• [REQUIREMENT]:
Collect all the lines that mention the word "with".

• [AVAILABLE DATA]:

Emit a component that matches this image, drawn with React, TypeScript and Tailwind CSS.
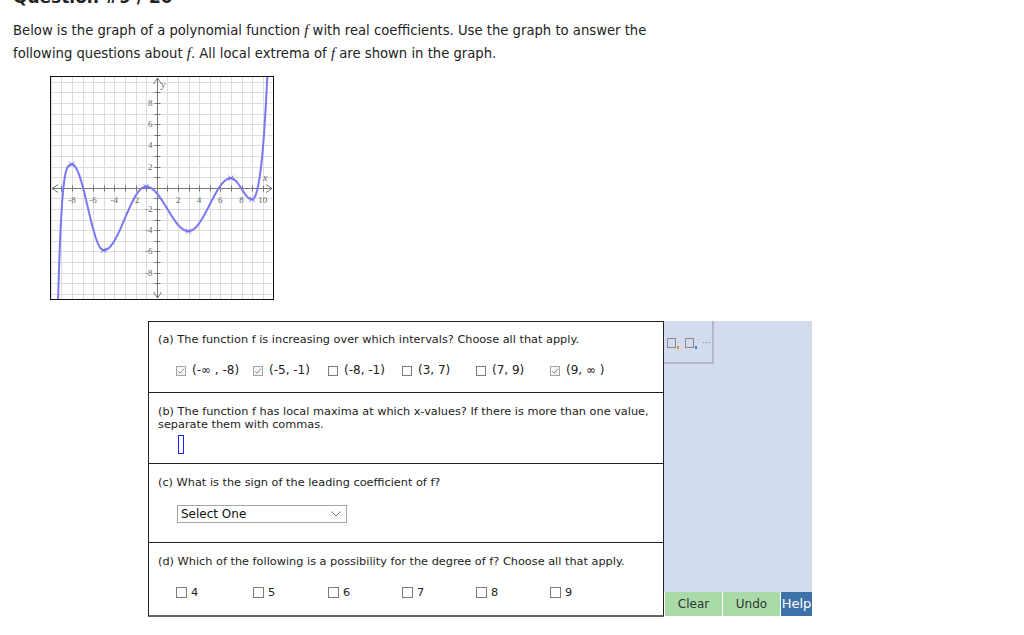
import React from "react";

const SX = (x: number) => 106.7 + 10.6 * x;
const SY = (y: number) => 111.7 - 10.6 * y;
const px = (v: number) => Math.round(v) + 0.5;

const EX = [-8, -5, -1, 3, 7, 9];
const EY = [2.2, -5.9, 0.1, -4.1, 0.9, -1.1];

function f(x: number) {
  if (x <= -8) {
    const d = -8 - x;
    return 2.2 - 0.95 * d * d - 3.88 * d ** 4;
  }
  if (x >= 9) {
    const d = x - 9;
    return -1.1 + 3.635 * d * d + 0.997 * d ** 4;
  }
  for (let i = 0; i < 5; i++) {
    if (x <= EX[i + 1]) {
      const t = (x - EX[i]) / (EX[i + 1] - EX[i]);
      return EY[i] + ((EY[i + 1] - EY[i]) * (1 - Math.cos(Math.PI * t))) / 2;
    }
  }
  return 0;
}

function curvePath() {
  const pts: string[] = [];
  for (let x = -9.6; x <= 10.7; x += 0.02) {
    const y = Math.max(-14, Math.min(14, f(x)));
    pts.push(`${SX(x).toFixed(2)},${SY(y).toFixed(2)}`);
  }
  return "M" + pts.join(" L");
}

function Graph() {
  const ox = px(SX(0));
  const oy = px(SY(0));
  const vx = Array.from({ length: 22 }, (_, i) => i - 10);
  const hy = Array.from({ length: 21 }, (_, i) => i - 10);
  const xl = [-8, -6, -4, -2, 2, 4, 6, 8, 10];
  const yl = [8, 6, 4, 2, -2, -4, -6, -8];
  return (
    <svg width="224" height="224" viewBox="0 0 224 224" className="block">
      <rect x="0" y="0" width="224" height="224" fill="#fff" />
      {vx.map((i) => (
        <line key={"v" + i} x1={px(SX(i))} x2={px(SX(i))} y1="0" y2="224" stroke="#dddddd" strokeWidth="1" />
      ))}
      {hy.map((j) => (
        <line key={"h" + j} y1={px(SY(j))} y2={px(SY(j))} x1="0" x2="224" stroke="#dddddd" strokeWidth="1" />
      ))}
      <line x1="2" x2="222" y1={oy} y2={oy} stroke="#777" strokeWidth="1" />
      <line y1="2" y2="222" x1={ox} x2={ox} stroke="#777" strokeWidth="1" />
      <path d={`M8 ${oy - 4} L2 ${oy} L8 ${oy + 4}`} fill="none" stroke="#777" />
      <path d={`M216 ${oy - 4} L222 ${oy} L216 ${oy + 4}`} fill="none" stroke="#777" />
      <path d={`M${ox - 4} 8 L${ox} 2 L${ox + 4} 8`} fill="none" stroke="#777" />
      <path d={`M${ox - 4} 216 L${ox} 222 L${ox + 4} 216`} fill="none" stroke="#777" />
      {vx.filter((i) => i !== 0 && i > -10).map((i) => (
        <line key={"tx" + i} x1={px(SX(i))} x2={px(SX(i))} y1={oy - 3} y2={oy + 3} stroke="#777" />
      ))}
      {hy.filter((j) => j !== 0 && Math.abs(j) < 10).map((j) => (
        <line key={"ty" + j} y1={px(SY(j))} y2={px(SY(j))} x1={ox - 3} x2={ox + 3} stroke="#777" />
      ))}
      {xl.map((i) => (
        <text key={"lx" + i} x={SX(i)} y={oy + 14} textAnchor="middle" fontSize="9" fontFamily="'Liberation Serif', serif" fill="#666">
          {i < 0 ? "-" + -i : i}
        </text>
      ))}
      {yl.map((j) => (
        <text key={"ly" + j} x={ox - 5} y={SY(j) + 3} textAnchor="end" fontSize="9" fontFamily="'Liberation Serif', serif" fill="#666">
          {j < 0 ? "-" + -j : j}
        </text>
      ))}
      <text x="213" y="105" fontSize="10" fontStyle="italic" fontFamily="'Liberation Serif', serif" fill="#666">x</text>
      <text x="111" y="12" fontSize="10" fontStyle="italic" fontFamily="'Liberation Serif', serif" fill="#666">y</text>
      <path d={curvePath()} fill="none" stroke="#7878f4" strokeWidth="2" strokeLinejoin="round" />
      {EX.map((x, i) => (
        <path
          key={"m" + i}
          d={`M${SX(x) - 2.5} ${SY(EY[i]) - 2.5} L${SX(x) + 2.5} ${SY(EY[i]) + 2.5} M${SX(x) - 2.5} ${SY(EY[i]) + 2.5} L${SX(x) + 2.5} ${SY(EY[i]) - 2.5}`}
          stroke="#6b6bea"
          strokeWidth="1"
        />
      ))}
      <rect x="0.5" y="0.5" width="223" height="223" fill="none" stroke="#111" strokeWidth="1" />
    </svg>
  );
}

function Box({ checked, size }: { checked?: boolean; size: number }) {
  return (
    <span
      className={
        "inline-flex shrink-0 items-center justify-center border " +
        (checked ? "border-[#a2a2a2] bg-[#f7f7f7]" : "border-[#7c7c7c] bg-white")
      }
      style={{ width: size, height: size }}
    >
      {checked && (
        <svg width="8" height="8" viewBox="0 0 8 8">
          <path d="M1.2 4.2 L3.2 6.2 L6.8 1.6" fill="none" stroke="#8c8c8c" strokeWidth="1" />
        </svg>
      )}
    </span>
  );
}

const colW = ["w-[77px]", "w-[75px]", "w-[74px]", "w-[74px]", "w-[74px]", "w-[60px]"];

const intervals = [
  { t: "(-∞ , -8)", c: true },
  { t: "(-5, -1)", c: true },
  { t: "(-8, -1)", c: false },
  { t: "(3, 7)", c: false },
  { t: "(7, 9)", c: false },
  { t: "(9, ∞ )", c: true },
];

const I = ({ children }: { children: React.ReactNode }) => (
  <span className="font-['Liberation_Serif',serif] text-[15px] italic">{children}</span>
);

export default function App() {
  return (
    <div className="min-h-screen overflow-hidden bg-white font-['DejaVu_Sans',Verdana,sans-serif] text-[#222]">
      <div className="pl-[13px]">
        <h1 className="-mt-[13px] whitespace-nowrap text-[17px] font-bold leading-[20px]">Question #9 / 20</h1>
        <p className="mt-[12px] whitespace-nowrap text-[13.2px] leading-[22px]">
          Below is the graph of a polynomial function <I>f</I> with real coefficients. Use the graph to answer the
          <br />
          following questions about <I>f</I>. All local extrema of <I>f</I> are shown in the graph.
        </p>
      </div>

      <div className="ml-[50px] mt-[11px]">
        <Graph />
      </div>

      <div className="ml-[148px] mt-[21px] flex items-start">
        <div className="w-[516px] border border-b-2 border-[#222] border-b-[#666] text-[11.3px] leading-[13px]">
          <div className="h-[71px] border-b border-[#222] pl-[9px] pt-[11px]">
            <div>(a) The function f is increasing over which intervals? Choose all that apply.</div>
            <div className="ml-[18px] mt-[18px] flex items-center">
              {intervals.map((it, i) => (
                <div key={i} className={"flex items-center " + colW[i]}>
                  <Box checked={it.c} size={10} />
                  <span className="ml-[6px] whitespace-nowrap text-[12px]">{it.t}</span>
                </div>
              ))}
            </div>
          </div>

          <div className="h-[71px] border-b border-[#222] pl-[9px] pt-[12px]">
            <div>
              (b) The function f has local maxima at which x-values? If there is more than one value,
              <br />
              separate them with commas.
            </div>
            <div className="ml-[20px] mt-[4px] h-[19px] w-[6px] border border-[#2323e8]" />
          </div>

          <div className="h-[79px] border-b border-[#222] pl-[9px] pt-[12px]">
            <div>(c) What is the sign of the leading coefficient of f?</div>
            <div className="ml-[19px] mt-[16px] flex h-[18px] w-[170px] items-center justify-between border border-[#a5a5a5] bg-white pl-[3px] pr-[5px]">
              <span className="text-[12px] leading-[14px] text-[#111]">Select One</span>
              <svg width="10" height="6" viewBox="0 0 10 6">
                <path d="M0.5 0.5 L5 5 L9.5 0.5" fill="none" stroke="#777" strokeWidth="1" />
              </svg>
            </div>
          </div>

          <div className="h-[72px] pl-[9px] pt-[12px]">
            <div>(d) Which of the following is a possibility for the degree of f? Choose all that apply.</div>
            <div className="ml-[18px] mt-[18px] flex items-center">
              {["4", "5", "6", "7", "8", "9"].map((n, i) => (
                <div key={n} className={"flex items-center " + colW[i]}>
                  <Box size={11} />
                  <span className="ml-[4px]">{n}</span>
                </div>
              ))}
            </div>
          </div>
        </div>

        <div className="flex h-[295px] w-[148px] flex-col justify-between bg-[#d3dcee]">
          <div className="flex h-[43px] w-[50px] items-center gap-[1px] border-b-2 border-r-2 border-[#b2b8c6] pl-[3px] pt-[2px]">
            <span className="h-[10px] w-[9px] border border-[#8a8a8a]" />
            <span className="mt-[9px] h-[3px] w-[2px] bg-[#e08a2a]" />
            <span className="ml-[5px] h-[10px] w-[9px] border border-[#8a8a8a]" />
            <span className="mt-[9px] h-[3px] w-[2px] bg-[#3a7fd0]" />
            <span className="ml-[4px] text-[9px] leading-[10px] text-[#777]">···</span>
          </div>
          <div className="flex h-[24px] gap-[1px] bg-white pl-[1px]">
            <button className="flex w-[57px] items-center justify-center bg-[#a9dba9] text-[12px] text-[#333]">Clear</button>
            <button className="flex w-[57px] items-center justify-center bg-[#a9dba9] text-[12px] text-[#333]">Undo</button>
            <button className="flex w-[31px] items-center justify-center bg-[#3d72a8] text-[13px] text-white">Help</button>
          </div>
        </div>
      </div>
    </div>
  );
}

• [WRITTEN SOLUTION]:
Emit a component that matches this image, drawn with React, TypeScript and Tailwind CSS.
          Below is the graph of a polynomial function <I>f</I> with real coefficients. Use the graph to answer the
              separate them with commas.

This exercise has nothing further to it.